- **WHAT YOU HAVE TO DO**
Search the data below for "full"; list each line that holds it.
++++++++
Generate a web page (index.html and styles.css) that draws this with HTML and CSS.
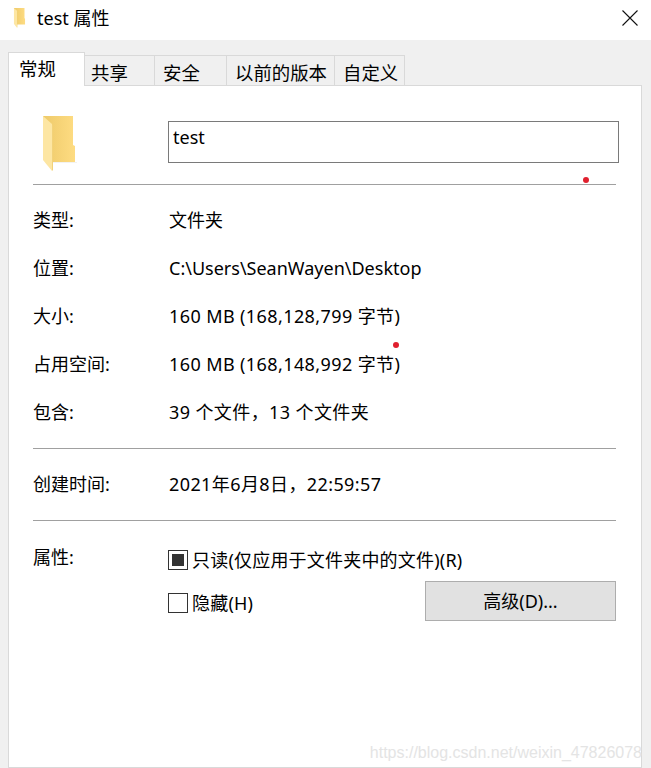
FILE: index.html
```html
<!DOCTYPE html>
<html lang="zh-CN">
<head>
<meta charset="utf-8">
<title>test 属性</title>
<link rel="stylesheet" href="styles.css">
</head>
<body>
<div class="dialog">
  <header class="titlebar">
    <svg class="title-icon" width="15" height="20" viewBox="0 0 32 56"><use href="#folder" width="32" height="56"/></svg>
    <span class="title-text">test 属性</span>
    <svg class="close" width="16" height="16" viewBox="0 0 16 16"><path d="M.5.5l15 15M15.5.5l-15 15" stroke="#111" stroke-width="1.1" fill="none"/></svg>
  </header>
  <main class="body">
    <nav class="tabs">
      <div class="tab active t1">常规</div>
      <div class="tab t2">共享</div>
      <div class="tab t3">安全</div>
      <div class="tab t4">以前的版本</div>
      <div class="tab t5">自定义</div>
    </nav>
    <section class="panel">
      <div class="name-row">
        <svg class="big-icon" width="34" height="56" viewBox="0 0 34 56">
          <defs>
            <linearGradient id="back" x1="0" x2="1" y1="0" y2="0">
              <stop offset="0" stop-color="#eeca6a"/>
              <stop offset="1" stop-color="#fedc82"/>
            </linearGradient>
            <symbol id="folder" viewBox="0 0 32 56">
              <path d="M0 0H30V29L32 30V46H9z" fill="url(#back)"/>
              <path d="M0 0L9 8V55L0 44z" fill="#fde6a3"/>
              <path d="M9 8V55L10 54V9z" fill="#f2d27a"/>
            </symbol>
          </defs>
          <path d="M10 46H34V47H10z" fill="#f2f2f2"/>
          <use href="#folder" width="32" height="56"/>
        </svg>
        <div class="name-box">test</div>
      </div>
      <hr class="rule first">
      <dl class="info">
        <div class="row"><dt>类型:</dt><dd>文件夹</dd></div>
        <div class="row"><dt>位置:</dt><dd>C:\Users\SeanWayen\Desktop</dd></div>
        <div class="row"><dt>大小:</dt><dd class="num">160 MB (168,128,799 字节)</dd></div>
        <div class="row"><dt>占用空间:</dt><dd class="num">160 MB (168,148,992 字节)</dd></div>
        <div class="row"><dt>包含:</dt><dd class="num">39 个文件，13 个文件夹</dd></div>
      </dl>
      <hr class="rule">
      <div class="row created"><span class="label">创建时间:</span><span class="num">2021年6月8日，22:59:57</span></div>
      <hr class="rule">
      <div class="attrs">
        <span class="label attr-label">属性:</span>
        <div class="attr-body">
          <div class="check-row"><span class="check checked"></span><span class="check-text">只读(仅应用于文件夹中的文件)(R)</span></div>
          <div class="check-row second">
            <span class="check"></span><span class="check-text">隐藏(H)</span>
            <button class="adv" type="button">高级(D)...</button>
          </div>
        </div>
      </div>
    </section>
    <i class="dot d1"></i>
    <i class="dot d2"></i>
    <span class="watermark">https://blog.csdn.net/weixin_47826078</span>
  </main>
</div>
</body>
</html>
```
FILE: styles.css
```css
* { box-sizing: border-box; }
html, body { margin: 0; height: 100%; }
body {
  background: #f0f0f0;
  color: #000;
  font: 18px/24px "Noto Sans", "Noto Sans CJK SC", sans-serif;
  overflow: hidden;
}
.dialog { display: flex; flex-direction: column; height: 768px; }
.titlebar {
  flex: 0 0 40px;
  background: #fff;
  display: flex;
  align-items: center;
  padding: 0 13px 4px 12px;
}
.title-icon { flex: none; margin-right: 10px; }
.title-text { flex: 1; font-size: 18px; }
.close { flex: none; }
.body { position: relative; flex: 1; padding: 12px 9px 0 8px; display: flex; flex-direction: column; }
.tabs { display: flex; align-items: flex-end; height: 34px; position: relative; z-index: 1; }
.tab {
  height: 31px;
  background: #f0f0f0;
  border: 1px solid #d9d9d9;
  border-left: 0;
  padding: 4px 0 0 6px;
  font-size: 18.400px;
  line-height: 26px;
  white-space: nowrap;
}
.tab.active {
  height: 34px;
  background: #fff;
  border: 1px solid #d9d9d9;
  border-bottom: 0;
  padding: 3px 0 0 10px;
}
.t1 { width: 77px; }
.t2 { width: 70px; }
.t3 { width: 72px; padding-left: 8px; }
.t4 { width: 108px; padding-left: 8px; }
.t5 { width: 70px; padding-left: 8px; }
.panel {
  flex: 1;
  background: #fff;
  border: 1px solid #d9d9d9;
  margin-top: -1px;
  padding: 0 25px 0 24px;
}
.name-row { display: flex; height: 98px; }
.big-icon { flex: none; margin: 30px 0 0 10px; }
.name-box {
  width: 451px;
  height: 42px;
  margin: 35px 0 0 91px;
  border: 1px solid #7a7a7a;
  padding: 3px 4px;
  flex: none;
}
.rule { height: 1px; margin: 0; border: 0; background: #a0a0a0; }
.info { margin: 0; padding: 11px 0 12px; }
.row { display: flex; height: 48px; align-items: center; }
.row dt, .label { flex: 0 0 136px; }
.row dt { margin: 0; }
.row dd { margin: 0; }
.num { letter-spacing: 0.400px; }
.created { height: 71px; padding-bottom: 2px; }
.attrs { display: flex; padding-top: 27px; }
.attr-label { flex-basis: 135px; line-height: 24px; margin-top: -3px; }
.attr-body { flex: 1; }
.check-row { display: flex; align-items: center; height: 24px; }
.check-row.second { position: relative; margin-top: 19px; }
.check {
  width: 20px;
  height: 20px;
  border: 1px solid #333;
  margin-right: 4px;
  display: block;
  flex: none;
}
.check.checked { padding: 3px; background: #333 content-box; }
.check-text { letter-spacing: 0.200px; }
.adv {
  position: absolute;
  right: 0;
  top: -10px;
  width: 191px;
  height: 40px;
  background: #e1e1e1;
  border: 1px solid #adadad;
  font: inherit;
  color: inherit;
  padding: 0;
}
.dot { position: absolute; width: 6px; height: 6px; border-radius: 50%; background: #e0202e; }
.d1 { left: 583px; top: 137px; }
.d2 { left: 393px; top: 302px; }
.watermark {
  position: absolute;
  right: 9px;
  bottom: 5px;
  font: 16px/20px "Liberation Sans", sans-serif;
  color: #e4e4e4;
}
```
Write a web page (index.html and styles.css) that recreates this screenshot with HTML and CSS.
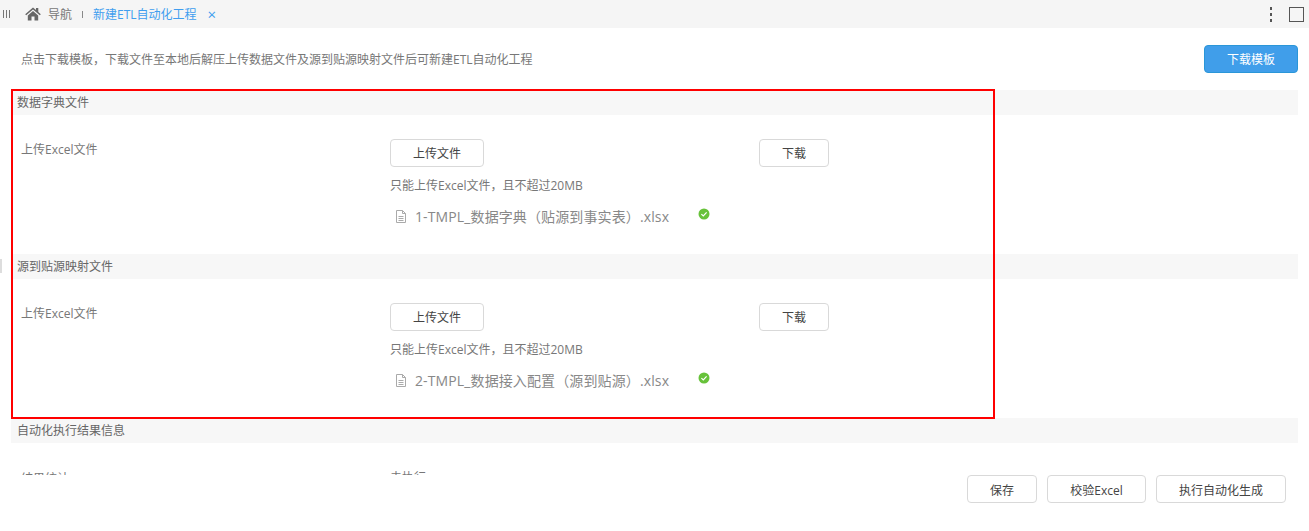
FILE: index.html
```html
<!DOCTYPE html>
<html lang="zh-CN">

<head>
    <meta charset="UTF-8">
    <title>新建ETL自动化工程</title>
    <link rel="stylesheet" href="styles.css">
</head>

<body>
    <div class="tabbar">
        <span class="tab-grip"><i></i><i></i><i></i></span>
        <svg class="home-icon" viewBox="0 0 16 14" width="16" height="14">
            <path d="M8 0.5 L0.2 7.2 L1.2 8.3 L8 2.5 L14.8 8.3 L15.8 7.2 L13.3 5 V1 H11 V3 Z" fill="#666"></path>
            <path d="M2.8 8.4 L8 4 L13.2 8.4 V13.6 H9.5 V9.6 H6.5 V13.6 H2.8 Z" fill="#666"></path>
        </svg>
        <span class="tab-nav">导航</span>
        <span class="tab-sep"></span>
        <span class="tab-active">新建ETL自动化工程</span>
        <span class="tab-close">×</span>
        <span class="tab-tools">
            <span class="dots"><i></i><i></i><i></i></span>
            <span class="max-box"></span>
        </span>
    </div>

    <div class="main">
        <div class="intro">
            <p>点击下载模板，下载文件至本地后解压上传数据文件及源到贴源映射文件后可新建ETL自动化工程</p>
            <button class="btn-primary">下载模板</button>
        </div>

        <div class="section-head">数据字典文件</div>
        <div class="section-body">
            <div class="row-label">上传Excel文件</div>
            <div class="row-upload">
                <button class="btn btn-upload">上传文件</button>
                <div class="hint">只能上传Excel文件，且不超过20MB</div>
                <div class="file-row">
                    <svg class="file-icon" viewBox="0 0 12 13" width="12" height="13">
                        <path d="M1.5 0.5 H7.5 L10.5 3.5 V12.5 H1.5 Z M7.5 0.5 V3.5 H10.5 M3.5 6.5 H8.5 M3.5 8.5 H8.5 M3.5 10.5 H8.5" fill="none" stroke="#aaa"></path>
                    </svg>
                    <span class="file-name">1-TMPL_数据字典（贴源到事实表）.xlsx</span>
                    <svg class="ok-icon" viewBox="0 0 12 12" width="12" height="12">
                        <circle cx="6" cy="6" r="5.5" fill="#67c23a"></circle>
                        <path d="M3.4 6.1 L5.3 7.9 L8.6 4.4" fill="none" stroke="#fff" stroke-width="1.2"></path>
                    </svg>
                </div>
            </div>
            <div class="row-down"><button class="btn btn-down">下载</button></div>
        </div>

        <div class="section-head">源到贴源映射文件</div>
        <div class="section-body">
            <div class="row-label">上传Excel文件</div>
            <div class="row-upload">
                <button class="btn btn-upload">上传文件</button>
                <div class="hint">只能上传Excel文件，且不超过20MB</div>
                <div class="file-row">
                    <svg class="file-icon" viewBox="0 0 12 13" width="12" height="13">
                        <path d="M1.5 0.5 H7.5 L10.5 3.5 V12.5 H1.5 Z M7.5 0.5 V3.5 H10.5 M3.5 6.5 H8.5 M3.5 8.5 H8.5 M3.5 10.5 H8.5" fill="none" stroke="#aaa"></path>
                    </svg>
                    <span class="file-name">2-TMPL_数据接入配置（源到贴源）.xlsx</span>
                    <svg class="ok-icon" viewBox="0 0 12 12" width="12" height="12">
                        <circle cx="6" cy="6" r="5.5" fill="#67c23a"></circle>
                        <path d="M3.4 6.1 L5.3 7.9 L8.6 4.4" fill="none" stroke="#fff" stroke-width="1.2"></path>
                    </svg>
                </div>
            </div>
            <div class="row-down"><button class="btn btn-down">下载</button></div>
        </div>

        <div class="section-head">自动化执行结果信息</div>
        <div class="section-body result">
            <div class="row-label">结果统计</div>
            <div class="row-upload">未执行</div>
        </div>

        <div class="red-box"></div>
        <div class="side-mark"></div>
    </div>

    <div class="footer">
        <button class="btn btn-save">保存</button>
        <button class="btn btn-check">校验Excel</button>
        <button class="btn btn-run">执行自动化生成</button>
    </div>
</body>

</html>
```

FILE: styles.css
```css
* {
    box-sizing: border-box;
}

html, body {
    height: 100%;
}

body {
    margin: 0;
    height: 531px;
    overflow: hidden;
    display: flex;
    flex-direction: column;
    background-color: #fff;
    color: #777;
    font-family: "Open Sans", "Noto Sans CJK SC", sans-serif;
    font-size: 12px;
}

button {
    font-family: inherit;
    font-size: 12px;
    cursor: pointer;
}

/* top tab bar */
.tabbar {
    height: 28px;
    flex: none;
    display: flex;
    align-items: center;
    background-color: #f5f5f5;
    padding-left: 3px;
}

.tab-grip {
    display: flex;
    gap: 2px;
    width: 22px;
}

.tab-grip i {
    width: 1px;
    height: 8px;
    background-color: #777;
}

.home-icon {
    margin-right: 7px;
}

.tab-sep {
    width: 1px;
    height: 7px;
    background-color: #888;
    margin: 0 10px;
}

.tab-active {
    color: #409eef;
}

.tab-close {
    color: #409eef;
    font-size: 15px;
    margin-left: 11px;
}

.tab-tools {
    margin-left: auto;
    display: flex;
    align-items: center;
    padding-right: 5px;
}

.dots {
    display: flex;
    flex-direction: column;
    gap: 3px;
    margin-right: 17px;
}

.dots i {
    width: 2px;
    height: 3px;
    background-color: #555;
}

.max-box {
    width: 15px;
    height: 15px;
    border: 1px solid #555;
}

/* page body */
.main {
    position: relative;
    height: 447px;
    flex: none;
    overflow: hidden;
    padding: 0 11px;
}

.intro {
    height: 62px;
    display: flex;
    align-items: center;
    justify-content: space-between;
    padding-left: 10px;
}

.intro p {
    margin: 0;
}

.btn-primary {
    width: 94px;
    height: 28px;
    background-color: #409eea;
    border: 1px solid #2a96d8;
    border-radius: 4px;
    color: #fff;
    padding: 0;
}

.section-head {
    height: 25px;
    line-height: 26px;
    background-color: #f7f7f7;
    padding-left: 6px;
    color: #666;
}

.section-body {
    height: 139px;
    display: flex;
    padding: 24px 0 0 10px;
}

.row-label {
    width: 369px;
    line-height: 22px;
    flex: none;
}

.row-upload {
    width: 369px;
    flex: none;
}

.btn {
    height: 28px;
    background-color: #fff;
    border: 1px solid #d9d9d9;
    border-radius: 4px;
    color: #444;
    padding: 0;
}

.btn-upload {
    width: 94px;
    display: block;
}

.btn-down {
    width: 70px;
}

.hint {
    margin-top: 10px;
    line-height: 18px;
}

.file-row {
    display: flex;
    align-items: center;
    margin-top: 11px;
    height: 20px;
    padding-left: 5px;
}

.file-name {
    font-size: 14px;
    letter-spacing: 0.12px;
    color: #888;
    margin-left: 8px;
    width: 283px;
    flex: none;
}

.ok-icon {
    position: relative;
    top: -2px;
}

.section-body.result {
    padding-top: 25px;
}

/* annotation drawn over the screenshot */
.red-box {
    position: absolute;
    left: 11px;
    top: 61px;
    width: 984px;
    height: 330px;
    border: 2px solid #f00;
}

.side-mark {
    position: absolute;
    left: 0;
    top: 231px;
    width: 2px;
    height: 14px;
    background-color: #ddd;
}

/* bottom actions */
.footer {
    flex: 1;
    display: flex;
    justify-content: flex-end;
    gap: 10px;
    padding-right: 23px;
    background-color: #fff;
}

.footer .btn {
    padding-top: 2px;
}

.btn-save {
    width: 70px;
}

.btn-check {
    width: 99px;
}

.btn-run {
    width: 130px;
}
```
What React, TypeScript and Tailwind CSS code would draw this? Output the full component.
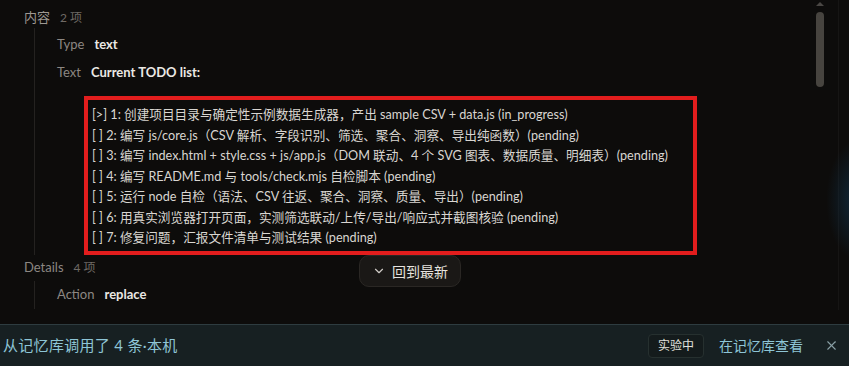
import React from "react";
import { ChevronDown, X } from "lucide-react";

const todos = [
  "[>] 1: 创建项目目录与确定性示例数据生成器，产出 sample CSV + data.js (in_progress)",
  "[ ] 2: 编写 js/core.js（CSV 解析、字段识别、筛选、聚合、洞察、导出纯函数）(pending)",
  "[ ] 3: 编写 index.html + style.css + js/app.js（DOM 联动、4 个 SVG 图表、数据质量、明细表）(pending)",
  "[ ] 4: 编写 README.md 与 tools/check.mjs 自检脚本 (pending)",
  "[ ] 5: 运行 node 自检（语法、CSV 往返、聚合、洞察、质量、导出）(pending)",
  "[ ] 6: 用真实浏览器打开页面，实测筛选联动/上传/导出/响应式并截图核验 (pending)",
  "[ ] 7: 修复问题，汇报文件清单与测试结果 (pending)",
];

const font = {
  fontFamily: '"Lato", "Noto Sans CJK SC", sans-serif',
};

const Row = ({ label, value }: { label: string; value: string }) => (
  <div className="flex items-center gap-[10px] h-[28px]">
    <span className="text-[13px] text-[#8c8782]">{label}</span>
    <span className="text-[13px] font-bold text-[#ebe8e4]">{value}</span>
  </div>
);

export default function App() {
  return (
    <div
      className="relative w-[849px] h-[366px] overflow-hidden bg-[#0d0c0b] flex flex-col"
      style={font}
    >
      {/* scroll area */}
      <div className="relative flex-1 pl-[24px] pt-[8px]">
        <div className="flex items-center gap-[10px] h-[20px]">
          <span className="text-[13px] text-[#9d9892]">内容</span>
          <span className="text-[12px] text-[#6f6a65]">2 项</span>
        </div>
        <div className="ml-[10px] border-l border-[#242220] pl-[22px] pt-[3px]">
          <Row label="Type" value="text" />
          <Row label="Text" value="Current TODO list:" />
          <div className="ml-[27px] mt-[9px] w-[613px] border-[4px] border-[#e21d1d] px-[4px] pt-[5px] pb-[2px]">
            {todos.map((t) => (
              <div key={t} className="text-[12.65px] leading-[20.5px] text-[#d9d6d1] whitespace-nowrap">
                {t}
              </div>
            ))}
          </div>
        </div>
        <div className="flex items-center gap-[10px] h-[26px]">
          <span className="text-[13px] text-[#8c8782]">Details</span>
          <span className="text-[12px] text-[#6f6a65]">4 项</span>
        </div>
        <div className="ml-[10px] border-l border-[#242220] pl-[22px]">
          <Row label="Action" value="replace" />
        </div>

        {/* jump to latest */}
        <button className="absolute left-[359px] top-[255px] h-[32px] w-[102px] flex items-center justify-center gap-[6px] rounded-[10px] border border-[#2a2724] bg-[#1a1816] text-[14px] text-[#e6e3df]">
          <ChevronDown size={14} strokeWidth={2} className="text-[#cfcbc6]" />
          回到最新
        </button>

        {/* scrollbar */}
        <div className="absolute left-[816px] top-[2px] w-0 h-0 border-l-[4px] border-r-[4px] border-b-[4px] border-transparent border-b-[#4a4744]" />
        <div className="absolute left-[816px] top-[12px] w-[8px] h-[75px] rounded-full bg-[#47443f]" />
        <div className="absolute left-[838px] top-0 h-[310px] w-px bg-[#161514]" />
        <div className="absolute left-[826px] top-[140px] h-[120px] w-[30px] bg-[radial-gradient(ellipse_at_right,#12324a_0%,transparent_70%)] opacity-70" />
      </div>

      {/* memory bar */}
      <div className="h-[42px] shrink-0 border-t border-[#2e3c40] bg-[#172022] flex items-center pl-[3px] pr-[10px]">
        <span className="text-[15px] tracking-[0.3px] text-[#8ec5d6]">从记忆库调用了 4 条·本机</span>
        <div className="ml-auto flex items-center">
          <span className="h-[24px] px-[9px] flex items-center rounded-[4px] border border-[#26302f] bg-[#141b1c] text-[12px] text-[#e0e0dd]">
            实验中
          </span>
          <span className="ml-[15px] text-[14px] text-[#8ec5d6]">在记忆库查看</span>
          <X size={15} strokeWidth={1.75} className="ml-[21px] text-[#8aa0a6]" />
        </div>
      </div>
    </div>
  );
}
++++++++
- **CORRECT ANSWER**
What React, TypeScript and Tailwind CSS code would draw this? Output the full component.
        <div className="absolute left-[816px] top-[12px] w-[8px] h-[75px] rounded-full bg-[#47443f]" />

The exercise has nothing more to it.